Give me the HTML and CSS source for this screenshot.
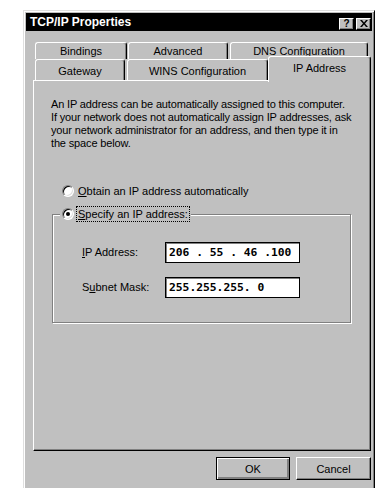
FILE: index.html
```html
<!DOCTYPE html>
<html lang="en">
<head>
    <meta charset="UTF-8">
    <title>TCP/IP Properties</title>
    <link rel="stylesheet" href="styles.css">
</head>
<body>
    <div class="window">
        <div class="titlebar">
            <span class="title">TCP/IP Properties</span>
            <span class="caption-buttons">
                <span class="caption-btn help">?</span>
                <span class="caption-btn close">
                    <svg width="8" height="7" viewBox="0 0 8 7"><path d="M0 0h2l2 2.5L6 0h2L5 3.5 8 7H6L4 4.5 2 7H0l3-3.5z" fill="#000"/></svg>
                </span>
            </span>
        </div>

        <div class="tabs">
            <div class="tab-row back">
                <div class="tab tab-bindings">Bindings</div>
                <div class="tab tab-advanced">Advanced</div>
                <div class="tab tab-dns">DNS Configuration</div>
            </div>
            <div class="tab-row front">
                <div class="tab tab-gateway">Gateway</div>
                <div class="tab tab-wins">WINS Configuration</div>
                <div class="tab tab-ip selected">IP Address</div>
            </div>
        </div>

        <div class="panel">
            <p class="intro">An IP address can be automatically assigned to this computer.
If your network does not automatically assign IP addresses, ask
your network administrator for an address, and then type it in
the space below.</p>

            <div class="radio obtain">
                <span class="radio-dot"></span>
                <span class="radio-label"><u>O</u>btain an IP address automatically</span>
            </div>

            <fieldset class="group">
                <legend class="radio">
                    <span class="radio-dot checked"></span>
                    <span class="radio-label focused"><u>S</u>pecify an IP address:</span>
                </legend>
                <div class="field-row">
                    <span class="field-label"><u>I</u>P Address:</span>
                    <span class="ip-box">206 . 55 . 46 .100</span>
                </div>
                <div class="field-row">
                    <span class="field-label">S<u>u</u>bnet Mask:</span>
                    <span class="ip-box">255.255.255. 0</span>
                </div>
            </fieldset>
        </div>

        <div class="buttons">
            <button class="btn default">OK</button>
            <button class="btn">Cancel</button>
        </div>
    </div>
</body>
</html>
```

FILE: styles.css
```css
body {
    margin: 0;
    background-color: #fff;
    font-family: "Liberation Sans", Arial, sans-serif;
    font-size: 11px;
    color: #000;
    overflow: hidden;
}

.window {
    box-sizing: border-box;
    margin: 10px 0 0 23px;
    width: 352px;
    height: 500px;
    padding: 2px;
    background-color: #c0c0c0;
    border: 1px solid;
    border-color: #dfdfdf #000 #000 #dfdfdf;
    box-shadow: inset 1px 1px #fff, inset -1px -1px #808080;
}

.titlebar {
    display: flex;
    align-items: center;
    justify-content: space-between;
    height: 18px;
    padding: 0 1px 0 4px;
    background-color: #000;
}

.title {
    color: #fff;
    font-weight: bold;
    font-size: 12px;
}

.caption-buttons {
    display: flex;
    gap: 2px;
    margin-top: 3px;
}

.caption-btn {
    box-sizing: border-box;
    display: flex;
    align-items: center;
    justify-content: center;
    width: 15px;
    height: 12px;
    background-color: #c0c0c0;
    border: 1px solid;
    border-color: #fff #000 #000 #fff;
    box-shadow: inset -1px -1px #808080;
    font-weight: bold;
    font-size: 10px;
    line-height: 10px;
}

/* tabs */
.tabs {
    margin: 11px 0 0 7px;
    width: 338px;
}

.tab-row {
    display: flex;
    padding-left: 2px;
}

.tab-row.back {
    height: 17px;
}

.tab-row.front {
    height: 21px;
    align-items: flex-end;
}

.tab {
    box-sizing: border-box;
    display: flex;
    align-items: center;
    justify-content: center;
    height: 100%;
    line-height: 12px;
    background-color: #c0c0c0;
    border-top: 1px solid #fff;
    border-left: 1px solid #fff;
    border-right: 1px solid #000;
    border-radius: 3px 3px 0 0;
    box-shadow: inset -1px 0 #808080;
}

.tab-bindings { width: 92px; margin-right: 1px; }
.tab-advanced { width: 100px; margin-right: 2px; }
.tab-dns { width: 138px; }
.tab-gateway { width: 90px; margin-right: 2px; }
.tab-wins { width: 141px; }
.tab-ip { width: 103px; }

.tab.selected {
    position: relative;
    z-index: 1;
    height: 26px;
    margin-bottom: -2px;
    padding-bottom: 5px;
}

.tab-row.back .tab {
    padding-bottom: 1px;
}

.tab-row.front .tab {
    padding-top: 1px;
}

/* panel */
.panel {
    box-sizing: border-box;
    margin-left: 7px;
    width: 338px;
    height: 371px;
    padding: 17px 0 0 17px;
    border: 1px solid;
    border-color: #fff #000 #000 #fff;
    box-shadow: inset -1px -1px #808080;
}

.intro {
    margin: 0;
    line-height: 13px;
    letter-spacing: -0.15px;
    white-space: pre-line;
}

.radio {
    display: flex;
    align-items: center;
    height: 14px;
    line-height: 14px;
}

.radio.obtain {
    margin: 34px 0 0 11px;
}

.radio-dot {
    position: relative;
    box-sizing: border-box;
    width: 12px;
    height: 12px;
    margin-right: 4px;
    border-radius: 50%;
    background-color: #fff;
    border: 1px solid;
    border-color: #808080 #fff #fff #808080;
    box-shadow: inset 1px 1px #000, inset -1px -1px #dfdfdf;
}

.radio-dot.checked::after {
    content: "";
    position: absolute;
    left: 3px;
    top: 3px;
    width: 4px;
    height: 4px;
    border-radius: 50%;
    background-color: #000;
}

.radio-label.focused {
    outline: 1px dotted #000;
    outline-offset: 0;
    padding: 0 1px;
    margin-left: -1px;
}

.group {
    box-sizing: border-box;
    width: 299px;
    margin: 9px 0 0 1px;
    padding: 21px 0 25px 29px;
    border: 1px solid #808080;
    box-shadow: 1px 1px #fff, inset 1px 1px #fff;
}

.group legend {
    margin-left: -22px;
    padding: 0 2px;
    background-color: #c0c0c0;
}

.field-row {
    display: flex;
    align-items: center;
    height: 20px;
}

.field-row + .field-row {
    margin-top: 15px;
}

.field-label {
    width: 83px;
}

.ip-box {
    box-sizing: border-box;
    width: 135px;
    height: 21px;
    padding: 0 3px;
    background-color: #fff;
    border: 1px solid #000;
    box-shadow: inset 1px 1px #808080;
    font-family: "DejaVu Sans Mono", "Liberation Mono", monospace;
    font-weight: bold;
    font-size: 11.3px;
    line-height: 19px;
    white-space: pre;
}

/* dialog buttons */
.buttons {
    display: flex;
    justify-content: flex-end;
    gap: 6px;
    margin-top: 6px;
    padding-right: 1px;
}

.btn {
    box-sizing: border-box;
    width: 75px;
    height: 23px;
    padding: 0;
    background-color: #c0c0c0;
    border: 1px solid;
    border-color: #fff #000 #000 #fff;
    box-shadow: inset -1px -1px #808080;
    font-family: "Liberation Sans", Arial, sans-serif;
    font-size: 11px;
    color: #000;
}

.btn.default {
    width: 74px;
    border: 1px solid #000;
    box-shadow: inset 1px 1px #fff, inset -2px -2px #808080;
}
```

==

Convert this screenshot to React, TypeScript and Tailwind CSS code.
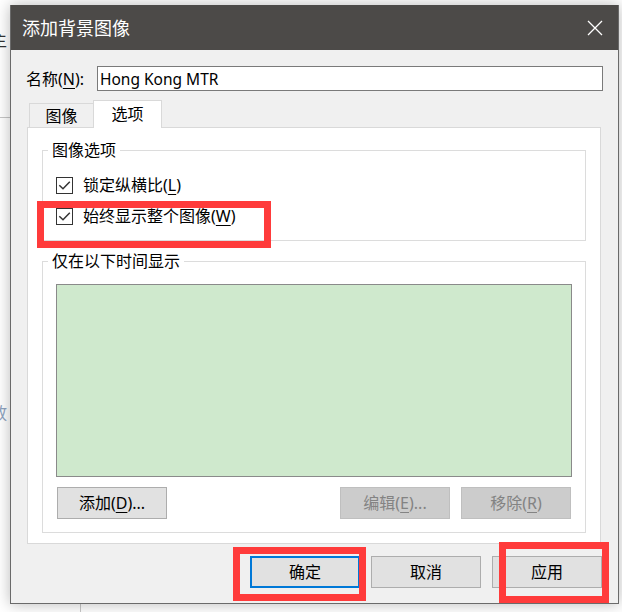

==

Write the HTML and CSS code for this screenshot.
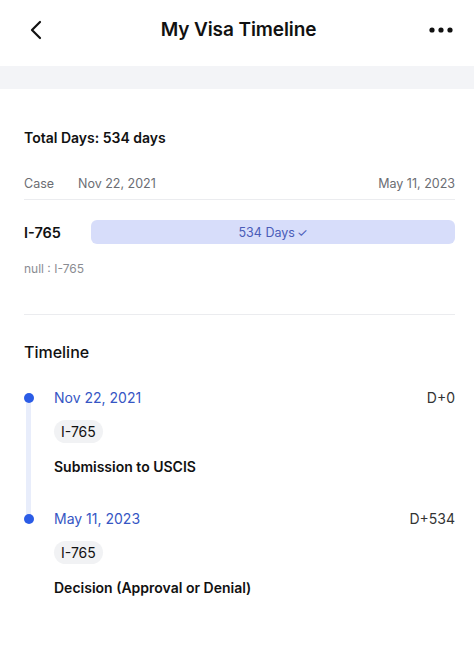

What the exercise asks ->
Find the word "this" in the entries, and copy every line it shows up in.

Output below ->
Give me the HTML and CSS source for this screenshot.
            <p class="intro">An IP address can be automatically assigned to this computer.
Convert this screenshot to React, TypeScript and Tailwind CSS code.
Write the HTML and CSS code for this screenshot.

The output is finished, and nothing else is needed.